▼

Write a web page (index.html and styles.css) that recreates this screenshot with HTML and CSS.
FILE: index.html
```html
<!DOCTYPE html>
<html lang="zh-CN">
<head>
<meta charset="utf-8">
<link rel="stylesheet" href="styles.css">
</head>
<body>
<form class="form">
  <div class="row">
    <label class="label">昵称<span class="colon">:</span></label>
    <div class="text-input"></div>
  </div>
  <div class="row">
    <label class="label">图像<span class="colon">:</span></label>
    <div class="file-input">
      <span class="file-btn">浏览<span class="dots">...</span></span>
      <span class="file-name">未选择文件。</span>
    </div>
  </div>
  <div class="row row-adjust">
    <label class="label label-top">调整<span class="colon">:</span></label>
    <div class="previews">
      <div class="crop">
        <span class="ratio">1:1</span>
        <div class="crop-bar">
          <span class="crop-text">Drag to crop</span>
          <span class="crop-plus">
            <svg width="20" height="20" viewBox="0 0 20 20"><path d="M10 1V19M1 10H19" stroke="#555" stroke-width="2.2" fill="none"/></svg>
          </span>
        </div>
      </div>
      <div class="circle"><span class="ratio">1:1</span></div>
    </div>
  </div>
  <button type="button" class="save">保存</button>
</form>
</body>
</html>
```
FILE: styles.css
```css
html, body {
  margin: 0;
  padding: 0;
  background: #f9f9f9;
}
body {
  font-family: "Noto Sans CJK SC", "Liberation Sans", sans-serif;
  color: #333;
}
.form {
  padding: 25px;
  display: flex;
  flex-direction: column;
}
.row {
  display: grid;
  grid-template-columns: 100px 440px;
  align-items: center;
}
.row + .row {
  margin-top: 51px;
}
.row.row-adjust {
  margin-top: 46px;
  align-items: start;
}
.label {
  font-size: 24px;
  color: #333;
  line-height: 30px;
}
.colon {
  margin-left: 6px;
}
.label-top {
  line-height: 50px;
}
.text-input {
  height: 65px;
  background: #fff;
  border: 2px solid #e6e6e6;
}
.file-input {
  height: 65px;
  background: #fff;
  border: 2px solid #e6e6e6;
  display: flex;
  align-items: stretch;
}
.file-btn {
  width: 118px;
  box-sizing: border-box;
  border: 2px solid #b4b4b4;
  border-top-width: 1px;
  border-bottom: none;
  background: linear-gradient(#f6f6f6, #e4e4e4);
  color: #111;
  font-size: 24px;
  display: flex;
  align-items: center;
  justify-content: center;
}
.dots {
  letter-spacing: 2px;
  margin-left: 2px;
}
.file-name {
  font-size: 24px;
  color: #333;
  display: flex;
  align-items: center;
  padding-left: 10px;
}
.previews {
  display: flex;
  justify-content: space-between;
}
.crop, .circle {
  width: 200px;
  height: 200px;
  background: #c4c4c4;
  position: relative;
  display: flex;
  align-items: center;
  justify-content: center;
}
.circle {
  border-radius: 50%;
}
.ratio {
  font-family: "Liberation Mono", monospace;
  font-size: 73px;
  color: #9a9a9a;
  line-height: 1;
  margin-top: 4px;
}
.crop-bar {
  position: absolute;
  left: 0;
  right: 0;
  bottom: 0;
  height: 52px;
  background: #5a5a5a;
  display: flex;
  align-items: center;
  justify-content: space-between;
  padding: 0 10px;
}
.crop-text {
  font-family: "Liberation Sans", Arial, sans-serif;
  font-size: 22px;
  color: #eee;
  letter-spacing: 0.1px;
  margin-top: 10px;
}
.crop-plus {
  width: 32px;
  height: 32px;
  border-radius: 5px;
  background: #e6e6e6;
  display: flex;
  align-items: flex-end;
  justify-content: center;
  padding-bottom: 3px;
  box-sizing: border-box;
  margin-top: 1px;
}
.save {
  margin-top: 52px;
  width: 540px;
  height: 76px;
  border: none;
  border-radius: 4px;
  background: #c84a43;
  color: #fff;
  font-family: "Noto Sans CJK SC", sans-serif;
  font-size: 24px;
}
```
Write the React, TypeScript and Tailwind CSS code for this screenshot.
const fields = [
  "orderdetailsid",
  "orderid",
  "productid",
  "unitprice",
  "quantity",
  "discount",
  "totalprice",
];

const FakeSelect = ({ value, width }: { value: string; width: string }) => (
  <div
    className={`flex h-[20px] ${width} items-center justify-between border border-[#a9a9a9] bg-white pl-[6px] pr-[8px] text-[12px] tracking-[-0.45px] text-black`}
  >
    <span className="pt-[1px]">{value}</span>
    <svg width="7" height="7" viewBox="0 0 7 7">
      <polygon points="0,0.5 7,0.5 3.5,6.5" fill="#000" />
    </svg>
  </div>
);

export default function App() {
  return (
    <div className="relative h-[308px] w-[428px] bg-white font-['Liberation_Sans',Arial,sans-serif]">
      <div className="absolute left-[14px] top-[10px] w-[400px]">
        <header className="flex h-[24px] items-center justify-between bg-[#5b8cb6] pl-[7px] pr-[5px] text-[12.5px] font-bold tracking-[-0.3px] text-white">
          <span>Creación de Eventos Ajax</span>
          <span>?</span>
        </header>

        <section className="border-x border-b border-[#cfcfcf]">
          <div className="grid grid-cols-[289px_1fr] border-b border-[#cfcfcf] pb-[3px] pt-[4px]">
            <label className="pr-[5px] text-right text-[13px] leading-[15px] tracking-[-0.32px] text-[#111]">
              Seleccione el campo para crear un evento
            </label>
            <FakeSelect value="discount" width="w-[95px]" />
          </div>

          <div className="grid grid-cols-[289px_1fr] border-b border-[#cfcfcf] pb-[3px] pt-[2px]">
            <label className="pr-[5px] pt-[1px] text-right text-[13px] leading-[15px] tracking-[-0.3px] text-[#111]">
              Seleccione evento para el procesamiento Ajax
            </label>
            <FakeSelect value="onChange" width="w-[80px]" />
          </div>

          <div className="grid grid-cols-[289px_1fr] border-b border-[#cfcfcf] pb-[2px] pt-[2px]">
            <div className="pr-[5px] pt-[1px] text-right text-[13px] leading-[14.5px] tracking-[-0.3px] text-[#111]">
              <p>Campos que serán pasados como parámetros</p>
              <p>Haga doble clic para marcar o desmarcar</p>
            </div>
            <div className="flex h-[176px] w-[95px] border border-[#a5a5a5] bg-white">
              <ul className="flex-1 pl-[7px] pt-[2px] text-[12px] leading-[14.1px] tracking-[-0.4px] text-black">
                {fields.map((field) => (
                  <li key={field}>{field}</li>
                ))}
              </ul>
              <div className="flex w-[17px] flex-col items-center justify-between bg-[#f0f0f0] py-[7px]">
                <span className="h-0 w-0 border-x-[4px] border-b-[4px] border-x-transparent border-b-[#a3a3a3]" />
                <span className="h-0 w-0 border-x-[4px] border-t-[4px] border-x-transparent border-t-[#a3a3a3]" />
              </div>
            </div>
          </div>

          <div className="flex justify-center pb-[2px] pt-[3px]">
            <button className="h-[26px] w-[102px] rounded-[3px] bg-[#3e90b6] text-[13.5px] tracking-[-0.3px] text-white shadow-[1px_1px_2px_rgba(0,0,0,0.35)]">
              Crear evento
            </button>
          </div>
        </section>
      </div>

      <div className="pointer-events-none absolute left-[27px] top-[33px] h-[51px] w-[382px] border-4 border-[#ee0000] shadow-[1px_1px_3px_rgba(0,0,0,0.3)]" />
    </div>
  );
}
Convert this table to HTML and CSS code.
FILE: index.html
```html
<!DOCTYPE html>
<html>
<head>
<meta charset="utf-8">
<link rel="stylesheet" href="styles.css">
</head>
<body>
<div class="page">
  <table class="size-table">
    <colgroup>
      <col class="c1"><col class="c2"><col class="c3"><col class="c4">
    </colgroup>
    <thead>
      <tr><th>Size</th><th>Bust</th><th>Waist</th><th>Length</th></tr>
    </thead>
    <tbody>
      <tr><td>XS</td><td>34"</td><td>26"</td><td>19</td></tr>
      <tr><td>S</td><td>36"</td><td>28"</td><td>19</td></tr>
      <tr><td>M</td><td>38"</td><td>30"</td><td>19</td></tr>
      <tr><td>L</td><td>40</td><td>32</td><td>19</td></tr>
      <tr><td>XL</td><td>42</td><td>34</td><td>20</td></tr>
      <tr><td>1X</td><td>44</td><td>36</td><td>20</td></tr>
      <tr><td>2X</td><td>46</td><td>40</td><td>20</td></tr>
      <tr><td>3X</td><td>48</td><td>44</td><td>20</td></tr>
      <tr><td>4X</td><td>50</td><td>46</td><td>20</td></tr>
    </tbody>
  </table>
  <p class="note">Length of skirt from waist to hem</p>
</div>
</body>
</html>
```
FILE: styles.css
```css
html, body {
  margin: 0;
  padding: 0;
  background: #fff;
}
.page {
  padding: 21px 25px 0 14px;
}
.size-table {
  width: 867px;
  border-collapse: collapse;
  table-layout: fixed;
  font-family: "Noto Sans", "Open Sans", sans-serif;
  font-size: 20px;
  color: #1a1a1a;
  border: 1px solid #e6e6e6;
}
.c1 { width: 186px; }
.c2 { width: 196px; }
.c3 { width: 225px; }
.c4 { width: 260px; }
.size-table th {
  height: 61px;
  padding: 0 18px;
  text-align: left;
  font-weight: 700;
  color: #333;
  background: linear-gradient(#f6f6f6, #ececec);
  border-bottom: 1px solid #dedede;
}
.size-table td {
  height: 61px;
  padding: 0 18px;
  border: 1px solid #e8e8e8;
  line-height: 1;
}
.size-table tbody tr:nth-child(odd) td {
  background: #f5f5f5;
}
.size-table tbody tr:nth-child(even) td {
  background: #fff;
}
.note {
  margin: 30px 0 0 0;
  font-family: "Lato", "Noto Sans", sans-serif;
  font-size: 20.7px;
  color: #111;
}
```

▲

### Request:
Each line above that holds the string "code" should be copied and shown.

### Solved problem:
Write the React, TypeScript and Tailwind CSS code for this screenshot.
Convert this table to HTML and CSS code.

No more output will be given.